* _Written task_:
Copy out all lines in the data below containing the string "TypeScript".
## Begin Task data
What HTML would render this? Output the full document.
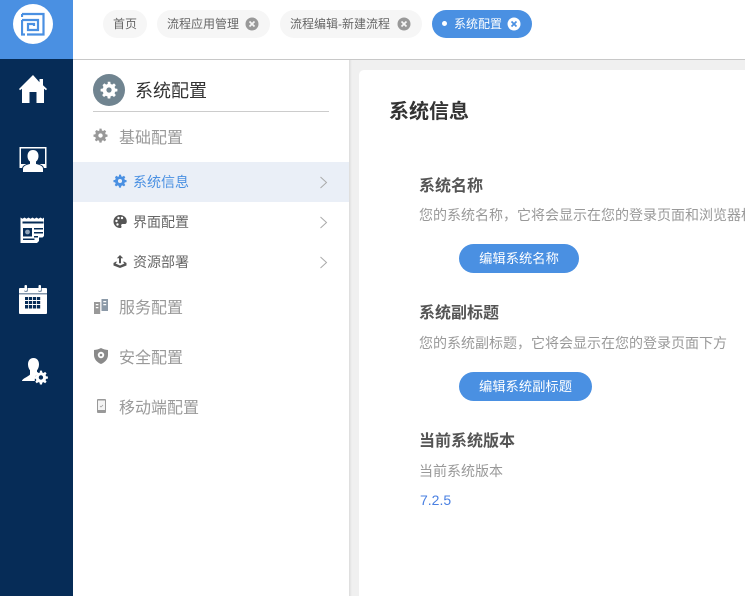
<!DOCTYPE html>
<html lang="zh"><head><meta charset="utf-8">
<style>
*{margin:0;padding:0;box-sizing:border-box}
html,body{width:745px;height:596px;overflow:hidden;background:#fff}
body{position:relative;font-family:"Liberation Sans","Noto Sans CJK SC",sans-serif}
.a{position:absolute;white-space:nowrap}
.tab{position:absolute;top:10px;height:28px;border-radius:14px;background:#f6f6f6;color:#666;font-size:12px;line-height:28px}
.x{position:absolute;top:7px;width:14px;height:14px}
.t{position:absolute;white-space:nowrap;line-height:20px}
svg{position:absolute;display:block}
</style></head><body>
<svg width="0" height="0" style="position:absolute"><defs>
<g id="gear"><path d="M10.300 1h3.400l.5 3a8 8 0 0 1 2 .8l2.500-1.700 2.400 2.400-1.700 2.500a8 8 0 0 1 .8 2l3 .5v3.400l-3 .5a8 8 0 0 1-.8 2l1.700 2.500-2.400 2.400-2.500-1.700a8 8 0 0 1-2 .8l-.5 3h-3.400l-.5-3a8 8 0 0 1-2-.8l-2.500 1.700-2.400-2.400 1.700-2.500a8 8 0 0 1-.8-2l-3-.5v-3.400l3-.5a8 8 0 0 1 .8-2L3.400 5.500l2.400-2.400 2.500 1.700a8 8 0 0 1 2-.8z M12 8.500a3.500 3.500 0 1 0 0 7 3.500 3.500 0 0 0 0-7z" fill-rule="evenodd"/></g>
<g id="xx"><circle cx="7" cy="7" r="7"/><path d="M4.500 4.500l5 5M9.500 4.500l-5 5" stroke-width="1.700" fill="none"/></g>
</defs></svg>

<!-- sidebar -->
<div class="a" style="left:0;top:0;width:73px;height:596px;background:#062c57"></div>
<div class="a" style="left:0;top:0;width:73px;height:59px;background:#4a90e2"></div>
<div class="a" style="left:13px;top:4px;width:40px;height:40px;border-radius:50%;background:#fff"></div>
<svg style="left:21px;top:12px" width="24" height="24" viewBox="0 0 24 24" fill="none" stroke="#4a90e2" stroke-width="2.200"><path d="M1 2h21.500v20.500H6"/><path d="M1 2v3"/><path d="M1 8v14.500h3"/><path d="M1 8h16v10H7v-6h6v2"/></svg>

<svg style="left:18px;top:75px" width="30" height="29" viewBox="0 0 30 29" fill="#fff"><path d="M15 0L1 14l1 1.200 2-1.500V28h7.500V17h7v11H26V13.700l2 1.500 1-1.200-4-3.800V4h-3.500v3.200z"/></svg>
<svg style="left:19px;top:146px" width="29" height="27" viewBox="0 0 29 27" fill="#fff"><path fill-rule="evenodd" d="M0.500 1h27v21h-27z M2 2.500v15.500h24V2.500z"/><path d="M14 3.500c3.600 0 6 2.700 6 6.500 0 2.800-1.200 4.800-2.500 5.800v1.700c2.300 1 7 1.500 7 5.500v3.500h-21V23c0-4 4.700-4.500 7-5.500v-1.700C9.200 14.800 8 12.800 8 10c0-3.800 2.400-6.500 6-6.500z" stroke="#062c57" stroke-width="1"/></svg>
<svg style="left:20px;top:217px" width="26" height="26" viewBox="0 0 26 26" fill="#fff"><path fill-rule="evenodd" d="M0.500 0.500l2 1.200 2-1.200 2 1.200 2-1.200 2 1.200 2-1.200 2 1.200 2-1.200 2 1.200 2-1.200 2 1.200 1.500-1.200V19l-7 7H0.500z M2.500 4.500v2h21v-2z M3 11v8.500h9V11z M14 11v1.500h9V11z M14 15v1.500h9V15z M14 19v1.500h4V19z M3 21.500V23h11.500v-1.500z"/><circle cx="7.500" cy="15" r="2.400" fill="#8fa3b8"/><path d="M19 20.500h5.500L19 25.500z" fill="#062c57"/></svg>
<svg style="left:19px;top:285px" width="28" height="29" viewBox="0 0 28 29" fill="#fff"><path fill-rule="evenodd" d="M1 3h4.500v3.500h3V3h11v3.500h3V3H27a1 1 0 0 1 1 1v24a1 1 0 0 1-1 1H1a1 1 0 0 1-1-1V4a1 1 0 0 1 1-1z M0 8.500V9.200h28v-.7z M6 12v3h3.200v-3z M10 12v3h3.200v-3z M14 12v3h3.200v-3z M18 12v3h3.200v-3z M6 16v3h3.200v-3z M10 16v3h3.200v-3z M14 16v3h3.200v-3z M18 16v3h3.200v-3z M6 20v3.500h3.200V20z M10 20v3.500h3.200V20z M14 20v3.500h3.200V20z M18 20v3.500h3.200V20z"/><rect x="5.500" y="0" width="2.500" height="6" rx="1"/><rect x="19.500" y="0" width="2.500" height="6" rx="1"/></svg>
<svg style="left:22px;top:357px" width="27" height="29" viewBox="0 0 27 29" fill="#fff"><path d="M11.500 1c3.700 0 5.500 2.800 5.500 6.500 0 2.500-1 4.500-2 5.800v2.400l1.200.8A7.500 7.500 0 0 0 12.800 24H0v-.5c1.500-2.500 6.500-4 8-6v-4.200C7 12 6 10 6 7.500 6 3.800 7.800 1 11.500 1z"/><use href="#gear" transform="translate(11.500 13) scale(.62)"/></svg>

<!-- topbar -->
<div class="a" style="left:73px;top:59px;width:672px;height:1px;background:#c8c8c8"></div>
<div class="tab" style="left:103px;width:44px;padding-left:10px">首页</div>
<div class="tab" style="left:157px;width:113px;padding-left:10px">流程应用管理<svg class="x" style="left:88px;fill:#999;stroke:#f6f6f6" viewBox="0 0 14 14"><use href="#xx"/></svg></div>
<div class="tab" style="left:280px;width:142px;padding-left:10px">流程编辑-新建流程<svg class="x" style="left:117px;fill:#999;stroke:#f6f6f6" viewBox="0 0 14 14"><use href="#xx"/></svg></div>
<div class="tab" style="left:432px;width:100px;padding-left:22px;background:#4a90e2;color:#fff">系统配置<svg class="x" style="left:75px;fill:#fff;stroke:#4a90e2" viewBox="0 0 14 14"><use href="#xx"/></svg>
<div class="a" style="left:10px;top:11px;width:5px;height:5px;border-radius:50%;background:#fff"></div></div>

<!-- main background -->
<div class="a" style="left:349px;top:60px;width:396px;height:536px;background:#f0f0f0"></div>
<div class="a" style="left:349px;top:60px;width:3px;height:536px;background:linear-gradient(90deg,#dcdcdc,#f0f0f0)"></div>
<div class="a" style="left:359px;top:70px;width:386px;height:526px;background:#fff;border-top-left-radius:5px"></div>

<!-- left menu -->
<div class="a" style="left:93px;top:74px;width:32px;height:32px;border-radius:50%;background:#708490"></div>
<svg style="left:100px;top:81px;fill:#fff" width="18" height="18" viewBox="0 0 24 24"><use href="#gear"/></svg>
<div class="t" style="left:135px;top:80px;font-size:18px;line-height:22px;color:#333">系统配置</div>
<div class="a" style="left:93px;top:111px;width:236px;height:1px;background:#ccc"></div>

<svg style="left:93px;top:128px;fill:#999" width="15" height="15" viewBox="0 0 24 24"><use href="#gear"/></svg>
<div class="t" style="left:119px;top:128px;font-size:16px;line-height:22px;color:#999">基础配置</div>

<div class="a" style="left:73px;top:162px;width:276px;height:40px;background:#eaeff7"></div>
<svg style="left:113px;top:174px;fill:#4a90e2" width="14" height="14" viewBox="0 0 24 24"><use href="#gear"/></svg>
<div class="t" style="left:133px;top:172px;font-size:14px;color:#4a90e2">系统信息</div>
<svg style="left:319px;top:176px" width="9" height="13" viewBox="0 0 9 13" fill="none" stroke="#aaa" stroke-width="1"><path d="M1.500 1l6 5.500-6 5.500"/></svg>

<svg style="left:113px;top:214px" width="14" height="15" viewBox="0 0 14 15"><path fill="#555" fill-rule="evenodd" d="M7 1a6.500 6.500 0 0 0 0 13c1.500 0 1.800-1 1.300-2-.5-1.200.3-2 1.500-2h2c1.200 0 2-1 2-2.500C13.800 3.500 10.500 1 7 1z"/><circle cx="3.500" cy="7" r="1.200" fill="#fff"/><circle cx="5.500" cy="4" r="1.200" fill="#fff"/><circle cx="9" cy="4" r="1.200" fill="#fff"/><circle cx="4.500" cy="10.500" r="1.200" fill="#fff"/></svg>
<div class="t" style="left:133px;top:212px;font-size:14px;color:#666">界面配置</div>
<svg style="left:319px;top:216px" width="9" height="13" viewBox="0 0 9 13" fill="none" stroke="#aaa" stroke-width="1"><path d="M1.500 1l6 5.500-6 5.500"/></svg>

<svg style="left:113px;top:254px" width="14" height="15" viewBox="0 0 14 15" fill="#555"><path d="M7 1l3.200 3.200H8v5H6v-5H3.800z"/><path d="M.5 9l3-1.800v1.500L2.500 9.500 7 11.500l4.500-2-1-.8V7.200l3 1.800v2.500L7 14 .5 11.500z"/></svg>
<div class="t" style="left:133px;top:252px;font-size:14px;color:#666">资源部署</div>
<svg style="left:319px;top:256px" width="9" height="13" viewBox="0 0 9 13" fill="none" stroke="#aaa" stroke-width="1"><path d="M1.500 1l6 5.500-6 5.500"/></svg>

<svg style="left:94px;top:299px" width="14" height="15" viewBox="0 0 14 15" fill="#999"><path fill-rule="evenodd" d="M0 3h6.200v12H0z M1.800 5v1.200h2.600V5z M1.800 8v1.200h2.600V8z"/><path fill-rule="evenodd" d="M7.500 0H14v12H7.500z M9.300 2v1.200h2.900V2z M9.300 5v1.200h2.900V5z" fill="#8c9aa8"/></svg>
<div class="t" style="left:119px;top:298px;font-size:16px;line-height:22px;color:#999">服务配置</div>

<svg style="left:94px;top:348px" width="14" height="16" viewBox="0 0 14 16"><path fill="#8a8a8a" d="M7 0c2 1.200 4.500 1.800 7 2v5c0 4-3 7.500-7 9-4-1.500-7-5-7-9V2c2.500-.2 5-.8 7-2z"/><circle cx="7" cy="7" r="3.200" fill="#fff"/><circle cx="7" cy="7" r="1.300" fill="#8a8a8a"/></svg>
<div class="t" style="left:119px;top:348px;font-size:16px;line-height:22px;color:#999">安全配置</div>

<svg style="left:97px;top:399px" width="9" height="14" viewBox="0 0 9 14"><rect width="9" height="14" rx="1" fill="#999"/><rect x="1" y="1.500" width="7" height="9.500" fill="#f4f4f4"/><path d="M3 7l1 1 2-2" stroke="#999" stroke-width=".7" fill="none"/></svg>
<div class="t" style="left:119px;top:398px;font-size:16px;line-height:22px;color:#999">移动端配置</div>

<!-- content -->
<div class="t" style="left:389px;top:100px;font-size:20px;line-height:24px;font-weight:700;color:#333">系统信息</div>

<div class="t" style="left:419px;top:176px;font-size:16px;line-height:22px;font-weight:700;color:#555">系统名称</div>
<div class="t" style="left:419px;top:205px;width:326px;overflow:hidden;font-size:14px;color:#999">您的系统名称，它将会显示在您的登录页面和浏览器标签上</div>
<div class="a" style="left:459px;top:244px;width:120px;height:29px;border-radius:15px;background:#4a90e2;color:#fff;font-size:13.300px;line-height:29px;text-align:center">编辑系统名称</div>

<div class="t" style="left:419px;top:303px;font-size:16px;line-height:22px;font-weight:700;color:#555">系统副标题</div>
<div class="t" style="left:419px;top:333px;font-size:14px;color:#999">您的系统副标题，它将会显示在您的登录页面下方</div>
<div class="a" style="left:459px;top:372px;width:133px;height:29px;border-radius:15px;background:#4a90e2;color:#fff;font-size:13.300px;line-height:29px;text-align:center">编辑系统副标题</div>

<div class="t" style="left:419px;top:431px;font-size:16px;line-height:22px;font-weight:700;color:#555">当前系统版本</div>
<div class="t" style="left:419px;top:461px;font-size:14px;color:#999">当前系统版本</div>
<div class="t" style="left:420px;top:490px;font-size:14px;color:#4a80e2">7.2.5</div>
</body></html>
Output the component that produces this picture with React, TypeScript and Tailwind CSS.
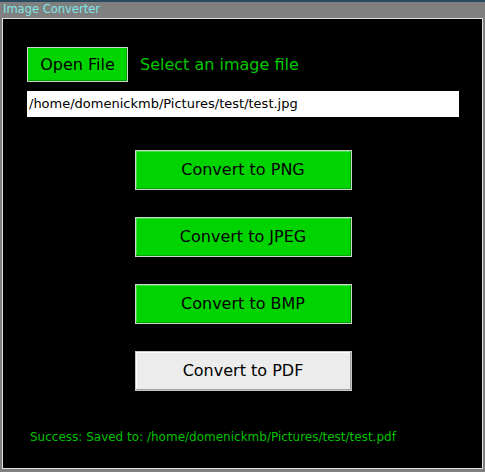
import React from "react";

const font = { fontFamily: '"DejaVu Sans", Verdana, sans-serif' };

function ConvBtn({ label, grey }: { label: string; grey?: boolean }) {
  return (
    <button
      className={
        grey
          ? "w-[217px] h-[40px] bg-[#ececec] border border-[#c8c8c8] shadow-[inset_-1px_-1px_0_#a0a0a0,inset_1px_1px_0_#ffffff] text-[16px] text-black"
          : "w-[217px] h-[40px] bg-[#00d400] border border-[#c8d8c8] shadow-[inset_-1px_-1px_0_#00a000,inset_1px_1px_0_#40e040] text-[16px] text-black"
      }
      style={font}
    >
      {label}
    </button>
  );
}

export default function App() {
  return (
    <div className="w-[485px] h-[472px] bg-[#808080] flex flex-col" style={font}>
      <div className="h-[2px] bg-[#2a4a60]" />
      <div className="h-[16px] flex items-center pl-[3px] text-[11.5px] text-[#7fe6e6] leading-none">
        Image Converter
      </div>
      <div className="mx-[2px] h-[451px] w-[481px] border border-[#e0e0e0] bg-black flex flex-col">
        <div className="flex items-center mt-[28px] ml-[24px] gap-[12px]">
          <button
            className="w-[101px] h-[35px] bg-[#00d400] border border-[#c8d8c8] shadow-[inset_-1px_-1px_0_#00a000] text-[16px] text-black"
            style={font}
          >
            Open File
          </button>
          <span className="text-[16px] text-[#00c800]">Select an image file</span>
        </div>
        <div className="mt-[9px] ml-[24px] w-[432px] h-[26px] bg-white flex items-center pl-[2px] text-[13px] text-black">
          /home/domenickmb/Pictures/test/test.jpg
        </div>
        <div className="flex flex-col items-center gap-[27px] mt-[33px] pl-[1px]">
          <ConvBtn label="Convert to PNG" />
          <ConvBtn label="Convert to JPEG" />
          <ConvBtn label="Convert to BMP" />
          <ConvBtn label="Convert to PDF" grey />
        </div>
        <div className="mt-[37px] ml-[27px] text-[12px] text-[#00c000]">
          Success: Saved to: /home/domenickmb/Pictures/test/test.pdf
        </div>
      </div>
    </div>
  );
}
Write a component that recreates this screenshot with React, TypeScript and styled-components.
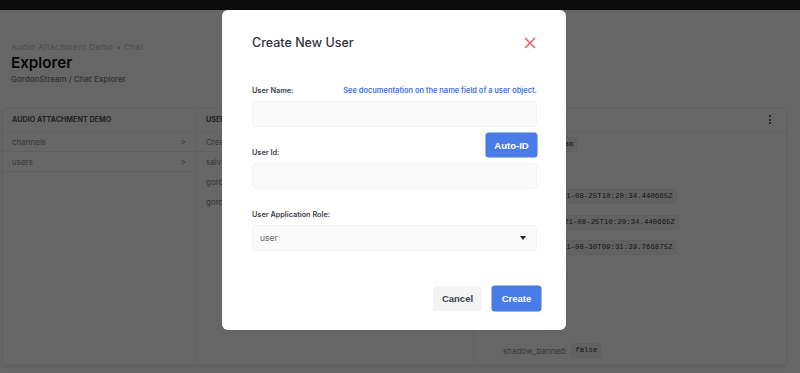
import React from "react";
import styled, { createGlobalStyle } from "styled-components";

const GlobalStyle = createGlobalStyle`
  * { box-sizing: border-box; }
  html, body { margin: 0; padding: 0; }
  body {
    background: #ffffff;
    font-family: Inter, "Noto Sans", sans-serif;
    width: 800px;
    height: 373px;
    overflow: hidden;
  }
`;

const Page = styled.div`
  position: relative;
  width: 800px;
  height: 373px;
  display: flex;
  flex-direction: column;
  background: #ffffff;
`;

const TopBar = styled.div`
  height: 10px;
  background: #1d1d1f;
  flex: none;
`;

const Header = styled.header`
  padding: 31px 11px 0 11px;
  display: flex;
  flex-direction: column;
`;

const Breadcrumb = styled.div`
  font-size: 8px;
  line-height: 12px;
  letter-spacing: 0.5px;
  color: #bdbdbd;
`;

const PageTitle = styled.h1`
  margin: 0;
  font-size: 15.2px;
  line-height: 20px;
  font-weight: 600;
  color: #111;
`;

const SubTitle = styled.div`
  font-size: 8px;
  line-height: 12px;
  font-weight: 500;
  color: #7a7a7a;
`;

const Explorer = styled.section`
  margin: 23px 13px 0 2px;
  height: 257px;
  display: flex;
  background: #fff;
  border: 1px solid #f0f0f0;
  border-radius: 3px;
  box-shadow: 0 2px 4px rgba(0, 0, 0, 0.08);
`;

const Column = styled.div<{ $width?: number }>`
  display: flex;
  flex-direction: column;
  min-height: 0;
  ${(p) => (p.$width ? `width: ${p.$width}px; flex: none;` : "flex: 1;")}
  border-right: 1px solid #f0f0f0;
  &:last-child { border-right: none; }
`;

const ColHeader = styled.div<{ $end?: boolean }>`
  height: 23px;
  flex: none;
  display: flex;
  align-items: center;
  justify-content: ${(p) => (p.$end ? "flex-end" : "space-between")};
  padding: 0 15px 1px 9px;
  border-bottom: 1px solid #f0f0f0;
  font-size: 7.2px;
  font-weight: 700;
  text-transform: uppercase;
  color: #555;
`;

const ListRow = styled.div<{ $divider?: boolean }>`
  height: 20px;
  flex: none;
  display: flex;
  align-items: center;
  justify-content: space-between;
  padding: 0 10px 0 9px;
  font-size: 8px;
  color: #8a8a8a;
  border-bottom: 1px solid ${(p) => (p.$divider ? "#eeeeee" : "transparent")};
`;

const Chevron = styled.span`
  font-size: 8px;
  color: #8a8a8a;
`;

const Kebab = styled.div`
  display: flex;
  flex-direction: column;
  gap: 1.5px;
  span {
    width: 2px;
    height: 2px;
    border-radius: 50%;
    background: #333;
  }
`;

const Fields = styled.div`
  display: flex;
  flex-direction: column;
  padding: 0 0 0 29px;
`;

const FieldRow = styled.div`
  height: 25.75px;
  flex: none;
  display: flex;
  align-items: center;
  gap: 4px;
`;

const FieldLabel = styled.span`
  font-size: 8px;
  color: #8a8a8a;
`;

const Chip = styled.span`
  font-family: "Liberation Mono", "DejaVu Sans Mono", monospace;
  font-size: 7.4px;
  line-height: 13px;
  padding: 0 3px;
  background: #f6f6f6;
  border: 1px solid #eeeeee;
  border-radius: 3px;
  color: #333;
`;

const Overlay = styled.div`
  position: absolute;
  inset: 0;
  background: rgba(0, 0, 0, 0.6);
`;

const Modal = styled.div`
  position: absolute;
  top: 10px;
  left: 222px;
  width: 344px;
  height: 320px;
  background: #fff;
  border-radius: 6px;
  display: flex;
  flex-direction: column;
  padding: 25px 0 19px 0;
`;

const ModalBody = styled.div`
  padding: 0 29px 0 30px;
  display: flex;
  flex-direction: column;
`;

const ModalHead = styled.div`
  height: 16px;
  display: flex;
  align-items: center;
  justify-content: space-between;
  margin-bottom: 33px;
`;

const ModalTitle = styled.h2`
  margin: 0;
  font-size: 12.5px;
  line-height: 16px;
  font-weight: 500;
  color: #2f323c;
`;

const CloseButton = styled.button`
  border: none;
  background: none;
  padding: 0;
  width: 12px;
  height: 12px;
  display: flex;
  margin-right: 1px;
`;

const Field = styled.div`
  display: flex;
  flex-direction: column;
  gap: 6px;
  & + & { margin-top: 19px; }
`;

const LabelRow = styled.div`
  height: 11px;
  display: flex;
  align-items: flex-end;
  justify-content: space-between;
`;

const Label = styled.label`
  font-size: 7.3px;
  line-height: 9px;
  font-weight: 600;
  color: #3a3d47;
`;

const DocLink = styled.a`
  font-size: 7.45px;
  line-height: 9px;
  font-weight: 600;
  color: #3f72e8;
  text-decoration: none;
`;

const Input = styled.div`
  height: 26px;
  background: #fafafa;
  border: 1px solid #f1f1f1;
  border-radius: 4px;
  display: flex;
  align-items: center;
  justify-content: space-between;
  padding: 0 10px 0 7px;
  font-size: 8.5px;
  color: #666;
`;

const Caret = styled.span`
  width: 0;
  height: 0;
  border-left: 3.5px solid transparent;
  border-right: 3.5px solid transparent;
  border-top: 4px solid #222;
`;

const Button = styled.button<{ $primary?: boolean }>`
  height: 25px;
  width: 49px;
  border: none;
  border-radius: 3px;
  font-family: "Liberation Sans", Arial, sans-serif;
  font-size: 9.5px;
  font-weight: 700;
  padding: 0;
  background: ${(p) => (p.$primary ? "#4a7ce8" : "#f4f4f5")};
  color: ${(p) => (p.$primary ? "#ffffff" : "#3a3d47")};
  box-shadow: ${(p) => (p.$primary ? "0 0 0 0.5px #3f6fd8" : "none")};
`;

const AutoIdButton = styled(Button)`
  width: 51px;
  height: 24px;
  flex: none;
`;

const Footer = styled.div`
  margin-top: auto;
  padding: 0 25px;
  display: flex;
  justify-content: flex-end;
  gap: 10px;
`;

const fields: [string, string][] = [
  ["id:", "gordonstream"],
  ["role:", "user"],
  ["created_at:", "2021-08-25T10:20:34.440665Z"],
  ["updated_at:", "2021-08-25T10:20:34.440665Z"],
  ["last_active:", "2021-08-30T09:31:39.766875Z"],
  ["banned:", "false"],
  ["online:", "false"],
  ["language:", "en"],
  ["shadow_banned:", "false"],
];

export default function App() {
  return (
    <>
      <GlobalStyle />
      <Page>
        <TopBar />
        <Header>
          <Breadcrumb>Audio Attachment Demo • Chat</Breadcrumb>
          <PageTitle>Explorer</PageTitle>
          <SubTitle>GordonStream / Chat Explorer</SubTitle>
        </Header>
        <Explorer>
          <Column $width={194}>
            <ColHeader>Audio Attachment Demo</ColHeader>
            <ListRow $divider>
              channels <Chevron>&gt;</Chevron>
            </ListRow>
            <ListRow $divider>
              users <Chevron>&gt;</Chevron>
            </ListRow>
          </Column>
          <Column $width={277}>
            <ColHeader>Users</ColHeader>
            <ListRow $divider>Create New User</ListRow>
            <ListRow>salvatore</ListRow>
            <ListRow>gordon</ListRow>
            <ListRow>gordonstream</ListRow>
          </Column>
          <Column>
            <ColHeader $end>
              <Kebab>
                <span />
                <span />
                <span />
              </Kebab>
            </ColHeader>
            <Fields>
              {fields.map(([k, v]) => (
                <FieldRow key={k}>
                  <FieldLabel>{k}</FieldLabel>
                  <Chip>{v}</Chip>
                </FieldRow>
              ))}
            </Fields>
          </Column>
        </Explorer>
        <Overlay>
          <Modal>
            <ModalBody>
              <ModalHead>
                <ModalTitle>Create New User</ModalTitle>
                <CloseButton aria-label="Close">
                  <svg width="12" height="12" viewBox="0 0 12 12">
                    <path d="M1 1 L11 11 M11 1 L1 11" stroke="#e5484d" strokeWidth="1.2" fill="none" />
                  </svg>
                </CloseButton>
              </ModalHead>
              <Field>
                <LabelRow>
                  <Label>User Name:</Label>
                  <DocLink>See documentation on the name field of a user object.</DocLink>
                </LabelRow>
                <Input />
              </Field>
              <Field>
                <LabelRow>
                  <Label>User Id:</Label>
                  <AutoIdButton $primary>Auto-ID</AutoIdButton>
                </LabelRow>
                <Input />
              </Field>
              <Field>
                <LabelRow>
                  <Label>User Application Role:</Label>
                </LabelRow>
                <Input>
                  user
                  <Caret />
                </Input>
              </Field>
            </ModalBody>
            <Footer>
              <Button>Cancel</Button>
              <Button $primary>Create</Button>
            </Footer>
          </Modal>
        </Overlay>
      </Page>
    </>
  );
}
## End Task data
* _Exercise response_:
Output the component that produces this picture with React, TypeScript and Tailwind CSS.
Write a component that recreates this screenshot with React, TypeScript and styled-components.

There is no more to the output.